Apple Mail, Outlook, Geary, Thunderbird, N1... I've gone through them all and more. Emails have always been an issue for me because I've moved between different kinds of operating systems and couldn't settle on one email client that was good on all of them. Mostly, they all suck, and I had never got a good integration with Vim/NeoVim. For this I even tried Vmail and didn't like it too!

I've been a terminal user for good time and have been moving more and more stuff to the terminal, as much as possible! This trend peaked after I started using tmuxp, an awesome tmux session manager. I started to plan sessions for kinds of tasks I'd be doing, I have session recipes for project X, project Y, instant messaging, writing on this blog and, off course, email. Each of them get started by a single command usually issued from my main session (and usually command completed by prezto/zsh). Yes, my full flagged email client is a tmux session!

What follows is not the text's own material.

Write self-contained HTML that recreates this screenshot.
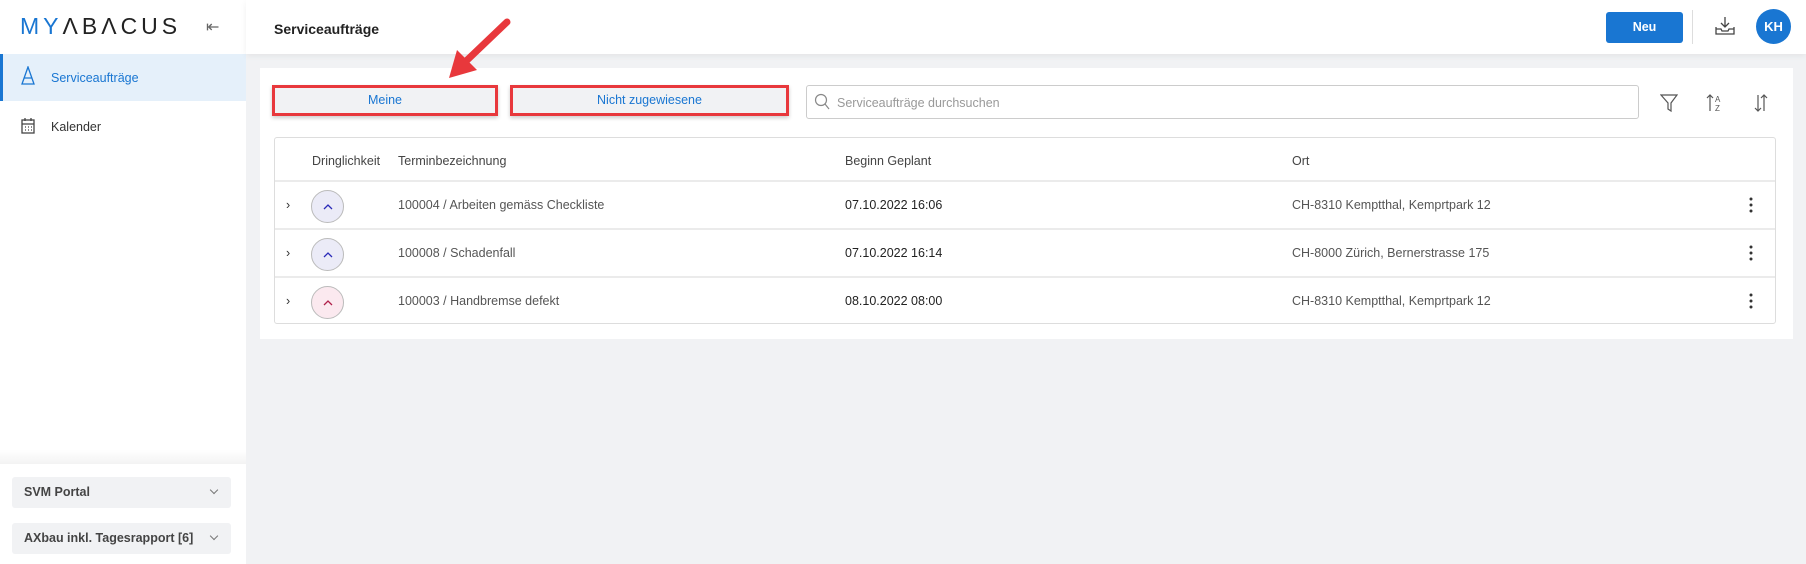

But the tmux session (started by tmuxp load -d mail) is just the skin, the core resides on NeoMutt, the only email client that doesn't suck that much.

NeoMutt

NeoMutt, the Mutt variant that cares to embed a lot of historically useful patches and other improvements, is a great email client, but it has its limitations and quirks. The code base of this beast is quite antiquated, and people that come in search of its rescue quite often don't care, or even abominates, HTML emails, for example. NeoMutt itself have no support for such thing, or even multipart/alternative emails, while at the same time it shines for plain text and PGP. This deficiency is what I've set up to address.

HTML Emails from Markdown/AsciiDoc/Whatever

Not supporting multipart/alternative is a show stopper for HTML emails, without it you're left to solutions that replace a non multipart text email for a non multipart HTML one, I guess you won't want your underworld alt-text email friends furious right? But at least Mutt follows the well-known Unix adage: "do one thing, do it well", so this mantra save us. Mutt allows you to leave the task of sending the email for another program, the email sender in email parlance is known as MTA (Mail Transfer Agent) and my choice for it is msmtp.

The email sender

Configuration of msmtp is really simple, so I leave that for the docs. This is how I set NeoMutt to use an external MTA:

set sendmail = "/bin/sh $HOME/.mutt/scripts/sendmail"

Where $HOME/.mutt/scripts/sendmail is:

#!/bin/sh

ACCOUNT=`lpass show --username $LPASS_USER`
PASSWORDEVAL="lpass show --password $LPASS_USER"
MIMEmbellish | msmtp -a "$ACCOUNT" --passwordeval "$PASSWORDEVAL" "$@"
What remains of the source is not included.